Tehsildar agreed after a long time and luck was on their side, Sqn Ldr Usman picked up the phone and spoke to Flt Lt Dilip. Flt Lt Dilip told him about their whereabouts and asked him to send his men to get them picked up. Sqn Ldr Usman, like a true brother officer, promised to get them out of there. He categorically told the Tehsildar that they were some wanted airmen and asked him to keep the trio locked up but not to beat them at any point of time. He would be sending some of his men to get them picked up.
Till then, none of them had recognised them. The trio was in a way successful to carry on with their disguised identities. But this locking up in prison meant their luggage was to be searched by the locals. One look at their POW identity cards the people would know their façade and then, what could be the consequence of that? The trio’s not so adventurous journey had become totally thrilling now. Again, lady luck was on their side, the locals saw their I-cards, matched their photographs with their faces and took them away with the other things: they could not read English!
The wait in the other jail was killing them as the jail was filthy and there was no indication about how long would this stay be. They watched carefully each and every action of the Tehsildar. But nothing much was happening. After sometime, they were taken out to meet the Political Agent. Again it was their friend Sqn Ldr Usman who had requested him to go and save them from the locals personally till the time the PAF police reached them. He got their handcuffs removed, moved them to a VIP Room and gave them a lavish treat. This happiness did not last long. Eventually, the angry PAF police men came and took them back to Peshawar and after a few days to Rawalpindi.
“In times of war, the law falls silent.
Silent enim leges inter arma”
― Marcus Tullius Cicero
In their journey from Peshawar to Rawalpindi they had mixed experiences. On one hand the Pathani JCOs at Peshawar jail admired their assertion in asking for priviledges as per Geneva Convention; Sqn Ldr Wahid-ud-din, the Commandant at Rawalpindi Jail wanted to Court-martial them. And that he did. The daring dozens were treated with solitary confinements, denial of basic amenities, no sunlight, newspapers. Many times they were kept hungry for days together. As if this was not enough hence they were sent to Lyallpur Camp, in chains but in air conditioned first class railway coaches. Lyallpur Camp was bigger, stronger and more secure. It housed nearly 500 POWs from Indian armed forces. Even the huge fortress of Lyallpur Camp did not stop the daring dozens from planning another escape. Flt Lt Parulkar was again planning this escape, but Pakistan Government had seen enough of war and wanted to end it on a positive note.

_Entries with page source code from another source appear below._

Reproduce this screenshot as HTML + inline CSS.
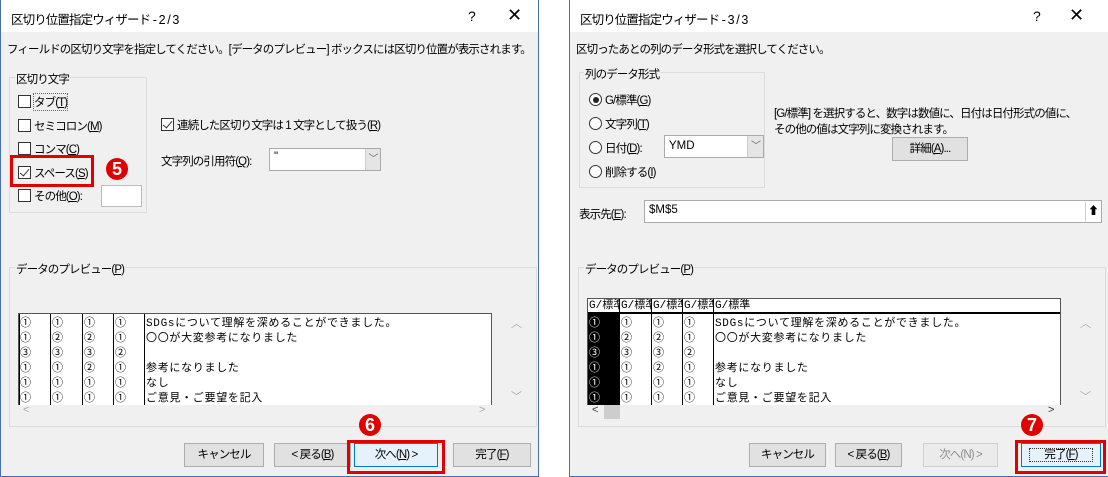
<!DOCTYPE html>
<html><head><meta charset="utf-8"><style>
*{box-sizing:border-box;margin:0;padding:0}
body{width:1108px;height:477px;background:#fff;position:relative;overflow:hidden;font-family:"Liberation Sans","Noto Sans CJK JP",sans-serif;font-size:11.5px;letter-spacing:-0.9px;color:#000}
.a{position:absolute;white-space:nowrap}
.dlg{position:absolute;top:0;height:477px;background:#f0f0f0;border:1px solid #4a6fb0;border-top:none}
.tb{position:absolute;left:0;right:0;top:0;height:32px;background:#fff}
.grp{position:absolute;border:1px solid #dcdcdc}
.cb{position:absolute;width:13px;height:13px;border:1px solid #333;background:#fff}
.cb.on::after{content:"";position:absolute;left:3px;top:0px;width:4px;height:8px;border:solid #333;border-width:0 1.5px 1.5px 0;transform:rotate(40deg)}
.rd{position:absolute;width:13px;height:13px;border:1px solid #333;border-radius:50%;background:#fff}
.rd.on::after{content:"";position:absolute;left:2.5px;top:2.5px;width:6px;height:6px;border-radius:50%;background:#222}
.btn{position:absolute;height:24px;background:#e1e1e1;border:1px solid #adadad;text-align:center;line-height:22px}
.inp{position:absolute;background:#fff;border:1px solid #aaa}
.red{position:absolute;border:3px solid #e00000}
.num{position:absolute;width:22px;height:22px;border-radius:50%;background:#e00000;color:#fff;font-weight:bold;font-size:18px;text-align:center;line-height:22px;letter-spacing:0}
.pv{position:absolute;background:#fff;border:1px solid #555;font-family:"Liberation Mono","Noto Sans CJK JP",monospace;font-size:11px;letter-spacing:0;overflow:hidden}
.row{position:absolute;left:0;height:15px;line-height:15px}
.vl{position:absolute;top:0;bottom:0;width:1px;background:#000}
.t{letter-spacing:0.7px}
u{text-decoration:underline}
.sc{position:absolute;color:#aaa;font-size:11px;letter-spacing:0}
</style></head><body>

<!-- LEFT DIALOG -->
<div class="dlg" style="left:0;width:539px">
 <div class="tb"></div>
 <div class="a" style="left:10px;top:9px;font-size:12.5px">区切り位置指定ウィザード - 2 / 3</div>
 <div class="a" style="left:467px;top:8px;font-size:14px">?</div>
 <div class="a" style="left:506px;top:5px;font-size:18px;font-weight:300">✕</div>
 <div class="a" style="left:6px;top:41px">フィールドの区切り文字を指定してください。[データのプレビュー] ボックスには区切り位置が表示されます。</div>
 <div class="grp" style="left:8px;top:77px;width:138px;height:136px"></div>
 <div class="a" style="left:14px;top:71px;background:#f0f0f0;padding:0 1px">区切り文字</div>
 <div class="cb" style="left:17px;top:95px"></div><div class="a" style="left:33px;top:94px;outline:1px dotted #666">タブ(<u>T</u>)</div>
 <div class="cb" style="left:17px;top:119px"></div><div class="a" style="left:33px;top:118px">セミコロン(<u>M</u>)</div>
 <div class="cb" style="left:17px;top:142px"></div><div class="a" style="left:33px;top:141px">コンマ(<u>C</u>)</div>
 <div class="cb on" style="left:17px;top:166px"></div><div class="a" style="left:33px;top:165px">スペース(<u>S</u>)</div>
 <div class="cb" style="left:17px;top:189px"></div><div class="a" style="left:33px;top:188px">その他(<u>O</u>):</div>
 <div class="inp" style="left:100px;top:185px;width:41px;height:22px;border-color:#bbb"></div>
 <div class="red" style="left:9px;top:155px;width:84px;height:32px"></div>
 <div class="num" style="left:105px;top:158px">5</div>
 <div class="cb on" style="left:160px;top:118px"></div><div class="a" style="left:176px;top:117px">連続した区切り文字は 1 文字として扱う(<u>R</u>)</div>
 <div class="a" style="left:160px;top:153px">文字列の引用符(<u>Q</u>):</div>
 <div class="inp" style="left:268px;top:148px;width:112px;height:23px"></div>
 <div class="a" style="left:273px;top:151px">"</div>
 <div class="a" style="left:364px;top:149px;width:15px;height:21px;background:#e5e5e5;border-left:1px solid #ccc;color:#666;text-align:center;font-size:10px;line-height:21px">﹀</div>
 <div class="grp" style="left:8px;top:267px;width:528px;height:160px"></div>
 <div class="a" style="left:14px;top:261px;background:#f0f0f0;padding:0 1px">データのプレビュー(<u>P</u>)</div>
 <div class="pv" style="left:17px;top:313px;width:474px;height:92px;border-bottom:none">
  <div class="vl" style="left:0"></div><div class="vl" style="left:31px"></div><div class="vl" style="left:63px"></div><div class="vl" style="left:94px"></div><div class="vl" style="left:125px"></div>
  <div class="row" style="top:3px"><span class="a" style="left:1px">①</span><span class="a" style="left:33px">①</span><span class="a" style="left:65px">①</span><span class="a" style="left:96px">①</span><span class="a t" style="left:127px">SDGsについて理解を深めることができました。</span></div>
  <div class="row" style="top:18px"><span class="a" style="left:1px">①</span><span class="a" style="left:33px">②</span><span class="a" style="left:65px">②</span><span class="a" style="left:96px">①</span><span class="a t" style="left:127px">〇〇が大変参考になりました</span></div>
  <div class="row" style="top:33px"><span class="a" style="left:1px">③</span><span class="a" style="left:33px">③</span><span class="a" style="left:65px">③</span><span class="a" style="left:96px">②</span></div>
  <div class="row" style="top:48px"><span class="a" style="left:1px">①</span><span class="a" style="left:33px">①</span><span class="a" style="left:65px">②</span><span class="a" style="left:96px">①</span><span class="a t" style="left:127px">参考になりました</span></div>
  <div class="row" style="top:63px"><span class="a" style="left:1px">①</span><span class="a" style="left:33px">①</span><span class="a" style="left:65px">①</span><span class="a" style="left:96px">①</span><span class="a t" style="left:127px">なし</span></div>
  <div class="row" style="top:78px"><span class="a" style="left:1px">①</span><span class="a" style="left:33px">①</span><span class="a" style="left:65px">①</span><span class="a" style="left:96px">①</span><span class="a t" style="left:127px">ご意見・ご要望を記入</span></div>
 </div>
 <div class="sc" style="left:510px;top:315px">︿</div>
 <div class="sc" style="left:510px;top:388px">﹀</div>
 <div class="sc" style="left:22px;top:404px">&lt;</div>
 <div class="sc" style="left:478px;top:404px">&gt;</div>
 <div class="btn" style="left:183px;top:443px;width:80px">キャンセル</div>
 <div class="btn" style="left:273px;top:443px;width:77px">&lt; 戻る(<u>B</u>)</div>
 <div class="btn" style="left:353px;top:443px;width:84px;border-color:#0078d7;background:#e5f1fb">次へ(<u>N</u>) &gt;</div>
 <div class="btn" style="left:452px;top:443px;width:78px">完了(<u>F</u>)</div>
 <div class="red" style="left:346px;top:440px;width:98px;height:34px"></div>
 <div class="num" style="left:358px;top:414px">6</div>
</div>

<!-- RIGHT DIALOG -->
<div class="dlg" style="left:569px;width:539px;border-right:none">
 <div class="tb"></div>
 <div class="a" style="left:10px;top:9px;font-size:12.5px">区切り位置指定ウィザード - 3 / 3</div>
 <div class="a" style="left:463px;top:8px;font-size:14px">?</div>
 <div class="a" style="left:499px;top:5px;font-size:18px;font-weight:300">✕</div>
 <div class="a" style="left:6px;top:41px">区切ったあとの列のデータ形式を選択してください。</div>
 <div class="grp" style="left:9px;top:72px;width:186px;height:116px"></div>
 <div class="a" style="left:14px;top:66px;background:#f0f0f0;padding:0 1px">列のデータ形式</div>
 <div class="rd on" style="left:19px;top:93px"></div><div class="a" style="left:35px;top:92px">G/標準(<u>G</u>)</div>
 <div class="rd" style="left:19px;top:117px"></div><div class="a" style="left:35px;top:116px">文字列(<u>T</u>)</div>
 <div class="rd" style="left:19px;top:141px"></div><div class="a" style="left:35px;top:140px">日付(<u>D</u>):</div>
 <div class="rd" style="left:19px;top:165px"></div><div class="a" style="left:35px;top:164px">削除する(<u>I</u>)</div>
 <div class="inp" style="left:94px;top:135px;width:100px;height:23px"></div>
 <div class="a" style="left:99px;top:140px;letter-spacing:0">YMD</div>
 <div class="a" style="left:177px;top:136px;width:16px;height:21px;background:#e5e5e5;border-left:1px solid #ccc;color:#666;text-align:center;font-size:10px;line-height:21px">﹀</div>
 <div class="a" style="left:204px;top:105px">[G/標準] を選択すると、数字は数値に、日付は日付形式の値に、</div>
 <div class="a" style="left:204px;top:121px">その他の値は文字列に変換されます。</div>
 <div class="btn" style="left:322px;top:137px;width:76px">詳細(<u>A</u>)...</div>
 <div class="a" style="left:9px;top:206px">表示先(<u>E</u>):</div>
 <div class="inp" style="left:74px;top:200px;width:458px;height:23px"></div>
 <div class="a" style="left:79px;top:204px;letter-spacing:0">$M$5</div>
 <div class="a" style="left:515px;top:202px;width:15px;height:19px;font-size:11px;text-align:center;line-height:19px;border-left:1px solid #ccc">⬆</div>
 <div class="grp" style="left:8px;top:267px;width:528px;height:160px"></div>
 <div class="a" style="left:14px;top:261px;background:#f0f0f0;padding:0 1px">データのプレビュー(<u>P</u>)</div>
 <div class="pv" style="left:17px;top:298px;width:474px;height:107px;border-bottom:none">
  <div class="a" style="left:0;top:15px;width:31px;height:92px;background:#000"></div>
  <div class="a" style="left:0;top:13px;width:474px;height:2px;background:#000"></div>
  <div class="vl" style="left:31px"></div><div class="vl" style="left:63px"></div><div class="vl" style="left:94px"></div><div class="vl" style="left:125px"></div>
  <div class="row" style="top:0"><span class="a" style="left:1px;width:30px;overflow:hidden">G/標準</span><span class="a" style="left:33px;width:30px;overflow:hidden">G/標準</span><span class="a" style="left:65px;width:29px;overflow:hidden">G/標準</span><span class="a" style="left:96px;width:29px;overflow:hidden">G/標準</span><span class="a" style="left:127px">G/標準</span></div>
  <div class="row" style="top:18px"><span class="a" style="left:1px;color:#fff">①</span><span class="a" style="left:33px">①</span><span class="a" style="left:65px">①</span><span class="a" style="left:96px">①</span><span class="a t" style="left:127px">SDGsについて理解を深めることができました。</span></div>
  <div class="row" style="top:33px"><span class="a" style="left:1px;color:#fff">①</span><span class="a" style="left:33px">②</span><span class="a" style="left:65px">②</span><span class="a" style="left:96px">①</span><span class="a t" style="left:127px">〇〇が大変参考になりました</span></div>
  <div class="row" style="top:48px"><span class="a" style="left:1px;color:#fff">③</span><span class="a" style="left:33px">③</span><span class="a" style="left:65px">③</span><span class="a" style="left:96px">②</span></div>
  <div class="row" style="top:63px"><span class="a" style="left:1px;color:#fff">①</span><span class="a" style="left:33px">①</span><span class="a" style="left:65px">②</span><span class="a" style="left:96px">①</span><span class="a t" style="left:127px">参考になりました</span></div>
  <div class="row" style="top:78px"><span class="a" style="left:1px;color:#fff">①</span><span class="a" style="left:33px">①</span><span class="a" style="left:65px">①</span><span class="a" style="left:96px">①</span><span class="a t" style="left:127px">なし</span></div>
  <div class="row" style="top:93px"><span class="a" style="left:1px;color:#fff">①</span><span class="a" style="left:33px">①</span><span class="a" style="left:65px">①</span><span class="a" style="left:96px">①</span><span class="a t" style="left:127px">ご意見・ご要望を記入</span></div>
 </div>
 <div class="sc" style="left:510px;top:315px">︿</div>
 <div class="sc" style="left:510px;top:388px">﹀</div>
 <div class="a" style="left:34px;top:405px;width:16px;height:14px;background:#cdcdcd"></div>
 <div class="sc" style="left:22px;top:404px;color:#333">&lt;</div>
 <div class="sc" style="left:478px;top:404px;color:#333">&gt;</div>
 <div class="btn" style="left:179px;top:443px;width:77px">キャンセル</div>
 <div class="btn" style="left:265px;top:443px;width:67px">&lt; 戻る(<u>B</u>)</div>
 <div class="btn" style="left:353px;top:443px;width:75px;color:#8d8d8d;background:#ebebeb;border-color:#cfcfcf">次へ(N) &gt;</div>
 <div class="btn" style="left:451px;top:443px;width:80px;border-color:#0078d7;background:#e5f1fb"><span style="outline:1px dotted #333;padding:0 14px">完了(<u>F</u>)</span></div>
 <div class="red" style="left:445px;top:440px;width:91px;height:34px"></div>
 <div class="num" style="left:451px;top:414px">7</div>
</div>
</body></html>
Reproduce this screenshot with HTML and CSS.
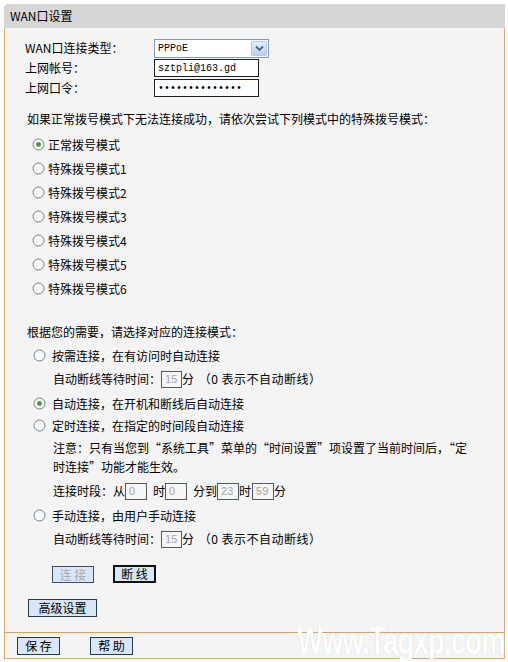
FILE: index.html
```html
<!DOCTYPE html>
<html lang="zh-CN">
<head>
<meta charset="utf-8">
<title>WAN口设置</title>
<link rel="stylesheet" href="styles.css">
</head>
<body>
<div class="panel">
  <div class="titlebar">WAN口设置</div>
  <div class="content">
    <div class="fields">
      <div class="frow"><span class="lbl">WAN口连接类型：</span>
        <div class="select"><span class="sel-text">PPPoE</span><span class="arrow"><svg width="9" height="7" viewBox="0 0 9 7"><path d="M1 1.5 L4.5 5 L8 1.5" fill="none" stroke="#4d6185" stroke-width="1.8"/></svg></span></div>
      </div>
      <div class="frow"><span class="lbl">上网帐号：</span><input class="tf" type="text" value="sztpli@163.gd" readonly></div>
      <div class="frow"><span class="lbl">上网口令：</span><input class="tf" type="password" value="xxxxxxxxxxxxxx" readonly></div>
    </div>
    <p class="note">如果正常拨号模式下无法连接成功，请依次尝试下列模式中的特殊拨号模式：</p>
    <div class="radios">
      <div class="opt"><svg class="rb" width="13" height="13" viewBox="0 0 13 13"><circle cx="6.5" cy="6.5" r="5.5" fill="#fafafa" stroke="#6e7e8c"/><circle cx="6.5" cy="6.5" r="2.4" fill="#3c9f3c"/></svg><span>正常拨号模式</span></div>
      <div class="opt"><svg class="rb" width="13" height="13" viewBox="0 0 13 13"><circle cx="6.5" cy="6.5" r="5.5" fill="#fafafa" stroke="#6e7e8c"/></svg><span>特殊拨号模式1</span></div>
      <div class="opt"><svg class="rb" width="13" height="13" viewBox="0 0 13 13"><circle cx="6.5" cy="6.5" r="5.5" fill="#fafafa" stroke="#6e7e8c"/></svg><span>特殊拨号模式2</span></div>
      <div class="opt"><svg class="rb" width="13" height="13" viewBox="0 0 13 13"><circle cx="6.5" cy="6.5" r="5.5" fill="#fafafa" stroke="#6e7e8c"/></svg><span>特殊拨号模式3</span></div>
      <div class="opt"><svg class="rb" width="13" height="13" viewBox="0 0 13 13"><circle cx="6.5" cy="6.5" r="5.5" fill="#fafafa" stroke="#6e7e8c"/></svg><span>特殊拨号模式4</span></div>
      <div class="opt"><svg class="rb" width="13" height="13" viewBox="0 0 13 13"><circle cx="6.5" cy="6.5" r="5.5" fill="#fafafa" stroke="#6e7e8c"/></svg><span>特殊拨号模式5</span></div>
      <div class="opt"><svg class="rb" width="13" height="13" viewBox="0 0 13 13"><circle cx="6.5" cy="6.5" r="5.5" fill="#fafafa" stroke="#6e7e8c"/></svg><span>特殊拨号模式6</span></div>
    </div>
    <p class="note2">根据您的需要，请选择对应的连接模式：</p>
    <div class="modes">
      <div class="mode"><svg class="rb" width="13" height="13" viewBox="0 0 13 13"><circle cx="6.5" cy="6.5" r="5.5" fill="#fafafa" stroke="#6e7e8c"/></svg><span>按需连接，在有访问时自动连接</span></div>
      <div class="sub">自动断线等待时间：<span class="tin">15</span>分 <span class="paren">（0 表示不自动断线）</span></div>
      <div class="mode"><svg class="rb" width="13" height="13" viewBox="0 0 13 13"><circle cx="6.5" cy="6.5" r="5.5" fill="#fafafa" stroke="#6e7e8c"/><circle cx="6.5" cy="6.5" r="2.4" fill="#3c9f3c"/></svg><span>自动连接，在开机和断线后自动连接</span></div>
      <div class="mode"><svg class="rb" width="13" height="13" viewBox="0 0 13 13"><circle cx="6.5" cy="6.5" r="5.5" fill="#fafafa" stroke="#6e7e8c"/></svg><span>定时连接，在指定的时间段自动连接</span></div>
      <p class="notice">注意：只有当您到“系统工具”菜单的“时间设置”项设置了当前时间后，“定<br>时连接”功能才能生效。</p>
      <div class="sub time">连接时段：从<span class="tin">0</span><span class="gap">时</span><span class="tin">0</span><span class="gap">分到</span><span class="tin">23</span>时<span class="tin g1">59</span>分</div>
      <div class="mode"><svg class="rb" width="13" height="13" viewBox="0 0 13 13"><circle cx="6.5" cy="6.5" r="5.5" fill="#fafafa" stroke="#6e7e8c"/></svg><span>手动连接，由用户手动连接</span></div>
      <div class="sub">自动断线等待时间：<span class="tin">15</span>分 <span class="paren">（0 表示不自动断线）</span></div>
    </div>
    <div class="btnrow">
      <button class="btn dis" type="button">连 接</button>
      <button class="btn act" type="button">断 线</button>
    </div>
    <div class="advrow"><button class="btn adv" type="button">高级设置</button></div>
  </div>
  <div class="footer">
    <button class="btn foot" type="button">保 存</button>
    <button class="btn foot" type="button">帮 助</button>
  </div>
  <div class="watermark">Www.Tagxp.com</div>
</div>
</body>
</html>
```
FILE: styles.css
```css
body {
  margin: 0;
  background: #fff;
  color: #000;
  font-family: "Noto Sans CJK SC", "Liberation Sans", sans-serif;
  font-size: 12px;
}
p { margin: 0; }

.panel {
  position: relative;
  margin: 4px 0 0 4px;
  width: 501px;
}

.titlebar {
  height: 24px;
  line-height: 24px;
  background: #d6d6d6;
  border-radius: 4px 0 0 0;
  padding-left: 6px;
}

.content {
  background: #f4f4f4;
  border-left: 1px solid #e0a96c;
  border-right: 1px solid #e0a96c;
  padding: 10px 0 15px;
}

.frow {
  display: flex;
  align-items: center;
  height: 20px;
  padding-left: 20px;
}
.lbl {
  width: 129px;
  line-height: 18px;
}

.select {
  box-sizing: border-box;
  width: 115px;
  height: 19px;
  border: 1px solid #7f9db9;
  background: #fff;
  display: flex;
  align-items: center;
  justify-content: space-between;
  padding-left: 3px;
}
.sel-text {
  font-family: "Liberation Mono", monospace;
  font-size: 10px;
}
.arrow {
  box-sizing: border-box;
  width: 16px;
  height: 15px;
  margin-right: 1px;
  border: 1px solid #b4c8ec;
  border-radius: 2px;
  background: linear-gradient(#e6eefc, #bccff3);
  display: flex;
  align-items: center;
  justify-content: center;
}

.tf {
  box-sizing: border-box;
  width: 105px;
  height: 18px;
  margin: 0;
  padding: 0 3px;
  border: 1px solid #1f1f1f;
  background: #fff;
  font-family: "Liberation Mono", monospace;
  font-size: 10px;
  color: #000;
  outline: none;
}

.note {
  margin-top: 12px;
  height: 18px;
  line-height: 18px;
  padding-left: 22px;
}

.radios { margin-top: 4px; }
.opt {
  display: flex;
  align-items: center;
  height: 24px;
  padding-left: 27px;
}
.opt .rb { margin-right: 3px; }

.note2 {
  margin-top: 23px;
  height: 18px;
  line-height: 18px;
  padding-left: 22px;
}

.modes { margin-top: 3px; }
.mode {
  display: flex;
  align-items: center;
  height: 22px;
  padding-left: 28px;
}
.mode .rb { margin-right: 6px; }

.sub {
  height: 26px;
  line-height: 26px;
  padding-left: 48px;
  white-space: nowrap;
}
.sub.time { margin-top: 2px; }
.paren { margin-left: 2px; letter-spacing: 0.5px; }

.tin {
  box-sizing: border-box;
  display: inline-block;
  vertical-align: middle;
  width: 21px;
  height: 17px;
  line-height: 15px;
  border: 1px solid #4e5c5c;
  background: #f6f6f6;
  color: #a6a6a6;
  font-family: "Liberation Sans", sans-serif;
  font-size: 11px;
  padding-left: 3px;
  margin-top: -2px;
}
.time .tin { width: 22px; }
.time .gap { margin-left: 6px; }
.tin.g1 { margin-left: 1px; }

.notice {
  margin-top: 2px;
  padding-left: 48px;
  line-height: 19px;
}

.btn {
  box-sizing: border-box;
  margin: 0;
  padding: 0;
  background: #d8e7f8;
  border: 1px solid #25384d;
  font-family: "Noto Sans CJK SC", sans-serif;
  font-size: 12px;
  line-height: 14px;
  color: #000;
  text-align: center;
}

.btnrow {
  display: flex;
  align-items: flex-end;
  gap: 19px;
  margin-top: 13px;
  padding-left: 47px;
  height: 18px;
}
.btn.dis {
  width: 42px;
  height: 17px;
  color: #a9a9a9;
  border-color: #36506a;
}
.btn.act {
  width: 43px;
  height: 18px;
  border: 2px solid #111;
}

.advrow {
  margin-top: 16px;
  padding-left: 23px;
}
.btn.adv {
  width: 69px;
  height: 18px;
}

.footer {
  box-sizing: border-box;
  height: 27px;
  background: #f4f4f4;
  border: 1px solid #e0a96c;
  border-top-color: #d9a062;
  display: flex;
  align-items: center;
  gap: 30px;
  padding-left: 12px;
}
.btn.foot {
  width: 43px;
  height: 18px;
}

.watermark {
  position: absolute;
  right: 0;
  bottom: 0;
  font-family: "Liberation Sans", sans-serif;
  font-weight: bold;
  font-size: 38px;
  color: #fff;
  text-shadow: 0 0 1px #c8c8c8;
  transform: scaleX(0.72);
  transform-origin: right bottom;
  white-space: nowrap;
  line-height: 36px;
  letter-spacing: -1px;
}
```
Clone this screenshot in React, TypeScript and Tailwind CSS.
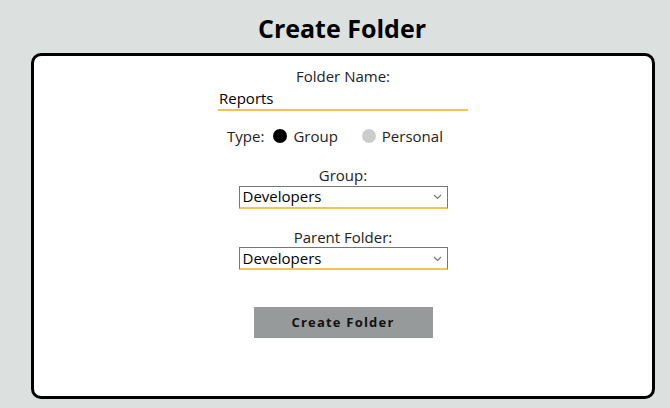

On 01 December 1972, all the prisoners were repatriated.
“Free at last, Free at last, Thank God almighty we are free at last.”
― Martin Luther King Jr
Epilogue
The Cost of Freedom
After the daring dozens came back home to the warmth and appreciation of their loved ones, they were gradually taken back into the IAF and they started their lives again. Some of them were decorated for their brave efforts. But the nightmare was not yet over for them. Many Intelligence agencies watched them over carefully for years for signs of any affinity to the enemy. Although not much has been written about the trauma their families must have gone through when fingers were pointed at their loyalty towards their nation. But we can imagine that life after this great escape would not have been easy for any of them. But what is more important is what lessons we learnt as an Armed Force and a Nation from their experience.
Can we say that their one year long stay at the enemy’s jail was the result of our failing Intelligence agencies? It was very much evident that there was no systematic Gathering of Intelligence, especially Human Intelligence that existed during those days. We did not know what was happening to our own manpower caught as POW, neither was there any attempt from our side to retrieve them back at the earliest. Also, we had not trained them on what to encounter in case of such an arrest by the enemy.
What makes this tale worth sharing is definitely the spirit of survival, camaraderie and presence of mind that the daring dozens displayed in times when it was least expected out of all of them. Their empirical decision-making in such trying times is an epitome of leadership qualities which all officers of coming times need to learn from.